● DATA SEGMENT

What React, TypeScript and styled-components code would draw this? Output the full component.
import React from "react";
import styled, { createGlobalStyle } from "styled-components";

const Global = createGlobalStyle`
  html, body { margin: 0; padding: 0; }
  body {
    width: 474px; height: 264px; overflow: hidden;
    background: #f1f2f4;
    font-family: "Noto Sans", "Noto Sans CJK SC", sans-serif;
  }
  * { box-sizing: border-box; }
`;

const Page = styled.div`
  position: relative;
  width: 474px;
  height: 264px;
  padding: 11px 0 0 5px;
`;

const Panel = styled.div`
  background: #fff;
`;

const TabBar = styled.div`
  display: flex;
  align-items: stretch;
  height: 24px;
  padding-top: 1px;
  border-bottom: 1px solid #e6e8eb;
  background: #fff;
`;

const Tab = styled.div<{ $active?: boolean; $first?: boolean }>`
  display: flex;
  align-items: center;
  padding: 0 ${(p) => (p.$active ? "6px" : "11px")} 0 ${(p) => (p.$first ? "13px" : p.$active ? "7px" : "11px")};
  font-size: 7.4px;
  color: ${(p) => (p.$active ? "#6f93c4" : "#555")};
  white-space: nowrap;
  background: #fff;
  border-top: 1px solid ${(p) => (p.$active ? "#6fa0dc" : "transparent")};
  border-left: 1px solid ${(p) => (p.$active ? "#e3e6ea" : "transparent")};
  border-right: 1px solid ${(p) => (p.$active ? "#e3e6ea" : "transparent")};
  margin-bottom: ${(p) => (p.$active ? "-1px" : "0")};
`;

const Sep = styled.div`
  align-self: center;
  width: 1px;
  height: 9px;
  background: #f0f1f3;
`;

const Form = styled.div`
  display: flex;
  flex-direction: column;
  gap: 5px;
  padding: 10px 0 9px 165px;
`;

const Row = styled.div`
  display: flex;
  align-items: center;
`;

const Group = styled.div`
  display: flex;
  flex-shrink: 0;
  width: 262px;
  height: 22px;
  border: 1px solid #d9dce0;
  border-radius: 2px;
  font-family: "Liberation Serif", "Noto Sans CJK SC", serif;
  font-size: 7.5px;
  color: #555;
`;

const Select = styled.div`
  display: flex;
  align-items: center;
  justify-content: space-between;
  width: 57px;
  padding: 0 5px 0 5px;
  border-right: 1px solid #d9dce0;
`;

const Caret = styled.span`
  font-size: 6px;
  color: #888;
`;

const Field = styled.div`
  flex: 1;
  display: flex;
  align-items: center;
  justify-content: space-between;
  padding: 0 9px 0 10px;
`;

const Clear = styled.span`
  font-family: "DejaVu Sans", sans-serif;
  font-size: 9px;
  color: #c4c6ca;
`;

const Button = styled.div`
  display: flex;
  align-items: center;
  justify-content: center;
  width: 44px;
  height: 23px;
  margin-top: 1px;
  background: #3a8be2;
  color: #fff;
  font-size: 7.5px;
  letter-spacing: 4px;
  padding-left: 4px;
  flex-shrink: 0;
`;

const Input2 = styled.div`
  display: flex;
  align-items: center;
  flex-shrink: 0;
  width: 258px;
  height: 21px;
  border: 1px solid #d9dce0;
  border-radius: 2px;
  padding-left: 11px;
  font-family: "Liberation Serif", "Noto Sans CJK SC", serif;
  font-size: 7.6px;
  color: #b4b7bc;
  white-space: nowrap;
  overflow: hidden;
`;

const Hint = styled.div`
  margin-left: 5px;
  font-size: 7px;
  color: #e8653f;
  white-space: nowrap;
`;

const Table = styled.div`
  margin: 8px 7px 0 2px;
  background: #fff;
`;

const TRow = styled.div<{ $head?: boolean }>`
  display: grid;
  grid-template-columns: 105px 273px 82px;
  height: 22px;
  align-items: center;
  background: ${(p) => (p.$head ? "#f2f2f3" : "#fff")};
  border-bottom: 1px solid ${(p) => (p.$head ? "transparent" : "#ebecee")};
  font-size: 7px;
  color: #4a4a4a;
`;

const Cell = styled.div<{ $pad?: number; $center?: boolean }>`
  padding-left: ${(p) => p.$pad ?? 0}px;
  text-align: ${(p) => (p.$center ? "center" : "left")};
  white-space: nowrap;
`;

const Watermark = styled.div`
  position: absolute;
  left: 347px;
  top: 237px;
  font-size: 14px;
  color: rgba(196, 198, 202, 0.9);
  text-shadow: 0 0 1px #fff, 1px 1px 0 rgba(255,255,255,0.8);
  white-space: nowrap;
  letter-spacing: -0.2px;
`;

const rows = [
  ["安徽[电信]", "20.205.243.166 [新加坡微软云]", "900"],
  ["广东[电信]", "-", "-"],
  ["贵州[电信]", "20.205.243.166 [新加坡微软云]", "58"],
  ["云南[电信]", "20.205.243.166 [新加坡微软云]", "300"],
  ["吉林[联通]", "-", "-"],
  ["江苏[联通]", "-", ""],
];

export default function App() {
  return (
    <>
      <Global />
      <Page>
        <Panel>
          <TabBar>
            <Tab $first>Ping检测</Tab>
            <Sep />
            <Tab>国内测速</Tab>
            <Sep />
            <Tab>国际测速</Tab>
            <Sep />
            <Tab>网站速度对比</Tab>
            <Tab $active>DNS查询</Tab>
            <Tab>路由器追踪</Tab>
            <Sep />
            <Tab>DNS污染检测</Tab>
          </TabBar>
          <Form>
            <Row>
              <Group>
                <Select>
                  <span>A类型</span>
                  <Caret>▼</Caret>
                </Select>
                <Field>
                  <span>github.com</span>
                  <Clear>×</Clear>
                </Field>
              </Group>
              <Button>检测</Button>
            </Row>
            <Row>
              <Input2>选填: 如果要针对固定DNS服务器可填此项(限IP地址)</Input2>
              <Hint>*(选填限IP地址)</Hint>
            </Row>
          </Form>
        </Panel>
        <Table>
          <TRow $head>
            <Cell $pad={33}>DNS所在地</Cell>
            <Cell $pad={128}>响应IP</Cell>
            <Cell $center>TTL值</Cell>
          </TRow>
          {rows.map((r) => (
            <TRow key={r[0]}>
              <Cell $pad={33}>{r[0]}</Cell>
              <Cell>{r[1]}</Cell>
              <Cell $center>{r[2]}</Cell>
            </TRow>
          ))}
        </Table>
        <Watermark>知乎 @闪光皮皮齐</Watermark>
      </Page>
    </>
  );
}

● WHAT IS BEING ASKED
Copy out the data shown above without altering anything.

● RESULT FOR THIS EXERCISE
What React, TypeScript and styled-components code would draw this? Output the full component.
import React from "react";
import styled, { createGlobalStyle } from "styled-components";

const Global = createGlobalStyle`
  html, body { margin: 0; padding: 0; }
  body {
    width: 474px; height: 264px; overflow: hidden;
    background: #f1f2f4;
    font-family: "Noto Sans", "Noto Sans CJK SC", sans-serif;
  }
  * { box-sizing: border-box; }
`;

const Page = styled.div`
  position: relative;
  width: 474px;
  height: 264px;
  padding: 11px 0 0 5px;
`;

const Panel = styled.div`
  background: #fff;
`;

const TabBar = styled.div`
  display: flex;
  align-items: stretch;
  height: 24px;
  padding-top: 1px;
  border-bottom: 1px solid #e6e8eb;
  background: #fff;
`;

const Tab = styled.div<{ $active?: boolean; $first?: boolean }>`
  display: flex;
  align-items: center;
  padding: 0 ${(p) => (p.$active ? "6px" : "11px")} 0 ${(p) => (p.$first ? "13px" : p.$active ? "7px" : "11px")};
  font-size: 7.4px;
  color: ${(p) => (p.$active ? "#6f93c4" : "#555")};
  white-space: nowrap;
  background: #fff;
  border-top: 1px solid ${(p) => (p.$active ? "#6fa0dc" : "transparent")};
  border-left: 1px solid ${(p) => (p.$active ? "#e3e6ea" : "transparent")};
  border-right: 1px solid ${(p) => (p.$active ? "#e3e6ea" : "transparent")};
  margin-bottom: ${(p) => (p.$active ? "-1px" : "0")};
`;

const Sep = styled.div`
  align-self: center;
  width: 1px;
  height: 9px;
  background: #f0f1f3;
`;

const Form = styled.div`
  display: flex;
  flex-direction: column;
  gap: 5px;
  padding: 10px 0 9px 165px;
`;

const Row = styled.div`
  display: flex;
  align-items: center;
`;

const Group = styled.div`
  display: flex;
  flex-shrink: 0;
  width: 262px;
  height: 22px;
  border: 1px solid #d9dce0;
  border-radius: 2px;
  font-family: "Liberation Serif", "Noto Sans CJK SC", serif;
  font-size: 7.5px;
  color: #555;
`;

const Select = styled.div`
  display: flex;
  align-items: center;
  justify-content: space-between;
  width: 57px;
  padding: 0 5px 0 5px;
  border-right: 1px solid #d9dce0;
`;

const Caret = styled.span`
  font-size: 6px;
  color: #888;
`;

const Field = styled.div`
  flex: 1;
  display: flex;
  align-items: center;
  justify-content: space-between;
  padding: 0 9px 0 10px;
`;

const Clear = styled.span`
  font-family: "DejaVu Sans", sans-serif;
  font-size: 9px;
  color: #c4c6ca;
`;

const Button = styled.div`
  display: flex;
  align-items: center;
  justify-content: center;
  width: 44px;
  height: 23px;
  margin-top: 1px;
  background: #3a8be2;
  color: #fff;
  font-size: 7.5px;
  letter-spacing: 4px;
  padding-left: 4px;
  flex-shrink: 0;
`;

const Input2 = styled.div`
  display: flex;
  align-items: center;
  flex-shrink: 0;
  width: 258px;
  height: 21px;
  border: 1px solid #d9dce0;
  border-radius: 2px;
  padding-left: 11px;
  font-family: "Liberation Serif", "Noto Sans CJK SC", serif;
  font-size: 7.6px;
  color: #b4b7bc;
  white-space: nowrap;
  overflow: hidden;
`;

const Hint = styled.div`
  margin-left: 5px;
  font-size: 7px;
  color: #e8653f;
  white-space: nowrap;
`;

const Table = styled.div`
  margin: 8px 7px 0 2px;
  background: #fff;
`;

const TRow = styled.div<{ $head?: boolean }>`
  display: grid;
  grid-template-columns: 105px 273px 82px;
  height: 22px;
  align-items: center;
  background: ${(p) => (p.$head ? "#f2f2f3" : "#fff")};
  border-bottom: 1px solid ${(p) => (p.$head ? "transparent" : "#ebecee")};
  font-size: 7px;
  color: #4a4a4a;
`;

const Cell = styled.div<{ $pad?: number; $center?: boolean }>`
  padding-left: ${(p) => p.$pad ?? 0}px;
  text-align: ${(p) => (p.$center ? "center" : "left")};
  white-space: nowrap;
`;

const Watermark = styled.div`
  position: absolute;
  left: 347px;
  top: 237px;
  font-size: 14px;
  color: rgba(196, 198, 202, 0.9);
  text-shadow: 0 0 1px #fff, 1px 1px 0 rgba(255,255,255,0.8);
  white-space: nowrap;
  letter-spacing: -0.2px;
`;

const rows = [
  ["安徽[电信]", "20.205.243.166 [新加坡微软云]", "900"],
  ["广东[电信]", "-", "-"],
  ["贵州[电信]", "20.205.243.166 [新加坡微软云]", "58"],
  ["云南[电信]", "20.205.243.166 [新加坡微软云]", "300"],
  ["吉林[联通]", "-", "-"],
  ["江苏[联通]", "-", ""],
];

export default function App() {
  return (
    <>
      <Global />
      <Page>
        <Panel>
          <TabBar>
            <Tab $first>Ping检测</Tab>
            <Sep />
            <Tab>国内测速</Tab>
            <Sep />
            <Tab>国际测速</Tab>
            <Sep />
            <Tab>网站速度对比</Tab>
            <Tab $active>DNS查询</Tab>
            <Tab>路由器追踪</Tab>
            <Sep />
            <Tab>DNS污染检测</Tab>
          </TabBar>
          <Form>
            <Row>
              <Group>
                <Select>
                  <span>A类型</span>
                  <Caret>▼</Caret>
                </Select>
                <Field>
                  <span>github.com</span>
                  <Clear>×</Clear>
                </Field>
              </Group>
              <Button>检测</Button>
            </Row>
            <Row>
              <Input2>选填: 如果要针对固定DNS服务器可填此项(限IP地址)</Input2>
              <Hint>*(选填限IP地址)</Hint>
            </Row>
          </Form>
        </Panel>
        <Table>
          <TRow $head>
            <Cell $pad={33}>DNS所在地</Cell>
            <Cell $pad={128}>响应IP</Cell>
            <Cell $center>TTL值</Cell>
          </TRow>
          {rows.map((r) => (
            <TRow key={r[0]}>
              <Cell $pad={33}>{r[0]}</Cell>
              <Cell>{r[1]}</Cell>
              <Cell $center>{r[2]}</Cell>
            </TRow>
          ))}
        </Table>
        <Watermark>知乎 @闪光皮皮齐</Watermark>
      </Page>
    </>
  );
}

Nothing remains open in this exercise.